Editorial commitments took me to Houston in January, and I was pleasantly surprised to run under my “ideal” goal of 3:10, finishing in 3:08 with an “easy” effort. This spring has seen me able to put in nearly all of my goal distance and workouts (I do speed work with the high school track team, which keeps me both young and motivated). As is often the case, the better shape I get, and the more runs, the more important they become and the less important the marathon goals become (not that I don’t still obsess over those, calculating paces and “equivalents” from tune up race, worrying about details like pace adjustments for the slope of the course, what shoes to wear, what gel to carry, what to eat the morning of the race… practicing fast downhill running on fatigued legs…on and on).

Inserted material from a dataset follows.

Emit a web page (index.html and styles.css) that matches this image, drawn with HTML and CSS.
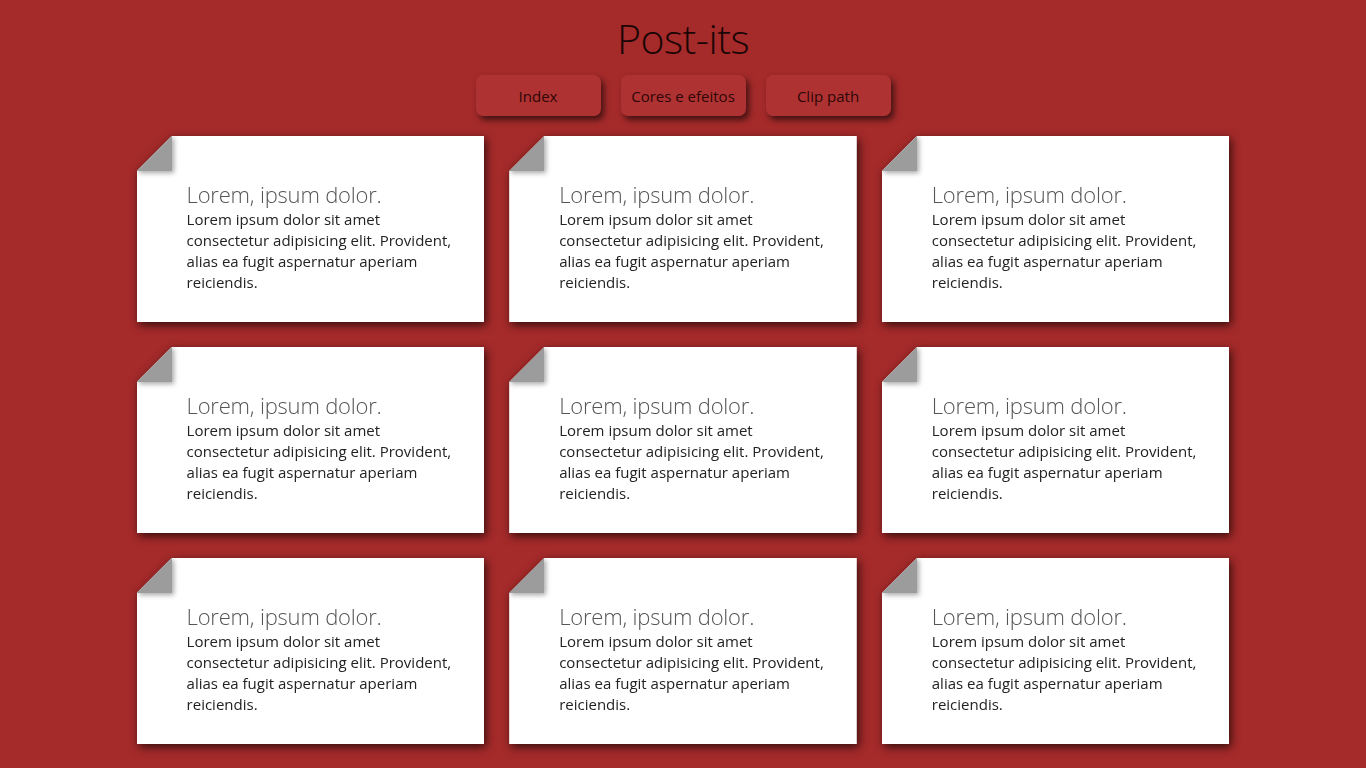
FILE: index.html
```html
<!DOCTYPE html>
<html lang="pt">
<head>
<meta charset="utf-8">
<title>Post-its</title>
<link rel="stylesheet" href="styles.css">
</head>
<body>
<header class="top">
  <h1 class="title">Post-its</h1>
  <nav class="menu">
    <a class="btn" href="#">Index</a>
    <a class="btn" href="#">Cores e efeitos</a>
    <a class="btn" href="#">Clip path</a>
  </nav>
</header>
<main class="board">
  <div class="note"><div class="paper"><h2>Lorem, ipsum dolor.</h2><p>Lorem ipsum dolor sit amet consectetur adipisicing elit. Provident, alias ea fugit aspernatur aperiam reiciendis.</p></div></div>
  <div class="note"><div class="paper"><h2>Lorem, ipsum dolor.</h2><p>Lorem ipsum dolor sit amet consectetur adipisicing elit. Provident, alias ea fugit aspernatur aperiam reiciendis.</p></div></div>
  <div class="note"><div class="paper"><h2>Lorem, ipsum dolor.</h2><p>Lorem ipsum dolor sit amet consectetur adipisicing elit. Provident, alias ea fugit aspernatur aperiam reiciendis.</p></div></div>
  <div class="note"><div class="paper"><h2>Lorem, ipsum dolor.</h2><p>Lorem ipsum dolor sit amet consectetur adipisicing elit. Provident, alias ea fugit aspernatur aperiam reiciendis.</p></div></div>
  <div class="note"><div class="paper"><h2>Lorem, ipsum dolor.</h2><p>Lorem ipsum dolor sit amet consectetur adipisicing elit. Provident, alias ea fugit aspernatur aperiam reiciendis.</p></div></div>
  <div class="note"><div class="paper"><h2>Lorem, ipsum dolor.</h2><p>Lorem ipsum dolor sit amet consectetur adipisicing elit. Provident, alias ea fugit aspernatur aperiam reiciendis.</p></div></div>
  <div class="note"><div class="paper"><h2>Lorem, ipsum dolor.</h2><p>Lorem ipsum dolor sit amet consectetur adipisicing elit. Provident, alias ea fugit aspernatur aperiam reiciendis.</p></div></div>
  <div class="note"><div class="paper"><h2>Lorem, ipsum dolor.</h2><p>Lorem ipsum dolor sit amet consectetur adipisicing elit. Provident, alias ea fugit aspernatur aperiam reiciendis.</p></div></div>
  <div class="note"><div class="paper"><h2>Lorem, ipsum dolor.</h2><p>Lorem ipsum dolor sit amet consectetur adipisicing elit. Provident, alias ea fugit aspernatur aperiam reiciendis.</p></div></div>
</main>
</body>
</html>
```
FILE: styles.css
```css
* { box-sizing: border-box; }

html, body {
  margin: 0;
  padding: 0;
}

body {
  background: #a52a2a;
  font-family: "Open Sans", "Noto Sans", sans-serif;
  color: #222;
  height: 768px;
  overflow: hidden;
}

.top {
  display: flex;
  flex-direction: column;
  align-items: center;
  padding-top: 12px;
}

.title {
  margin: 0;
  font-size: 41px;
  font-weight: 300;
  line-height: 52px;
  color: #1a0505;
  letter-spacing: -0.5px;
}

.menu {
  display: flex;
  gap: 20px;
  margin-top: 11px;
}

.btn {
  width: 125px;
  height: 41px;
  display: flex;
  align-items: center;
  justify-content: center;
  background: #ae3232;
  border-radius: 7px;
  box-shadow: 3px 4px 6px rgba(0, 0, 0, 0.6);
  color: #2e0606;
  text-decoration: none;
  font-size: 15px;
  white-space: nowrap;
}

.board {
  width: 80%;
  margin: 20px auto 0;
  display: grid;
  grid-template-columns: repeat(3, 1fr);
  gap: 25px;
}

.note {
  height: 186px;
  filter: drop-shadow(2px 3px 5px rgba(0, 0, 0, 0.7));
}

.paper {
  position: relative;
  height: 100%;
  background: #fff;
  clip-path: polygon(35px 0, 100% 0, 100% 100%, 0 100%, 0 35px);
  padding: 43px 22px 0 50px;
}

.paper::before {
  content: "";
  position: absolute;
  top: 0;
  left: 0;
  width: 35px;
  height: 35px;
  background: #9c9c9c;
  box-shadow: 2px 2px 5px rgba(0, 0, 0, 0.35);
}

.paper h2 {
  margin: 0;
  font-size: 22px;
  font-weight: 300;
  line-height: 30px;
  color: #555;
  letter-spacing: -0.2px;
}

.paper p {
  margin: 0;
  font-size: 15px;
  line-height: 21px;
  color: #222;
}
```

But, regardless of what happens on June 6, I’ll still have, for example, the Sunday morning long run a couple weeks ago. I started at 4:15 a.m., my headlamp supplementing the light from the setting moon as I headed west the first mile on the narrow county dirt road. Turning north into a headwind, I passed our nearest neighbors houses (1.5 miles, 3 miles and 4 miles), waking their dogs but seeing no lights — and feeling the moral superiority of being out and active while others sleep. The light was beginning to grow after 5 miles, and several horses appeared out of the gloom in the pasture on the right to run along side me for half a mile. By the time I reached the county line, 10 miles from home, the sun had just peaked over the sand hills to the east. I headed toward them along the rolling county line road, picking up the pace to make it home by my promised 7:00 a.m. — I always tend to underestimate the slower pace of night time running. When I reached the turn onto the trail road heading back home — 8 miles of single track, with 1 mile of open prairie between trail roads and at least four fence crossings — I had one hour left. With the sun rising to the left, painting the early morning sky orange and silhouetting the windmills on the sand hills, coyotes calling, and my legs clicking, I flew home. At 4.5 miles to go I had 30 minutes, and my legs were tiring. I told myself to relax, forget about time… at worst I’d be 5 minutes “late.” My legs sped up. Jumping the last fence and rounding the last windmill, I arrived at the top of the hill looking down at our house and barn 1 mile away — with still 8 minutes to spare. I told myself to run marathon pace for the steep half mile downhill: my watch read 2:55 when I clicked it and slowed down for the final, celebratory half mile.

Or, the Wednesday afternoon speed workout, doing miles on the track, where I ran away from all 16 year olds, feeling 16 myself as I rounded the all-weather track, my legs remembering and taking my mind back to similar workouts on the cinder oval on the hill above the high school in Bucksport, Maine.

So, I’m really looking forward to the run in June. Yes, it will be a race — a test of fitness and endurance. But more, it will be a celebration of six months, make that two years, of discipline, growing strength, strong, joyful runs, and youthful strength, even at 40.

Well, I wrote more than I intended. Thanks for asking, Jonathan.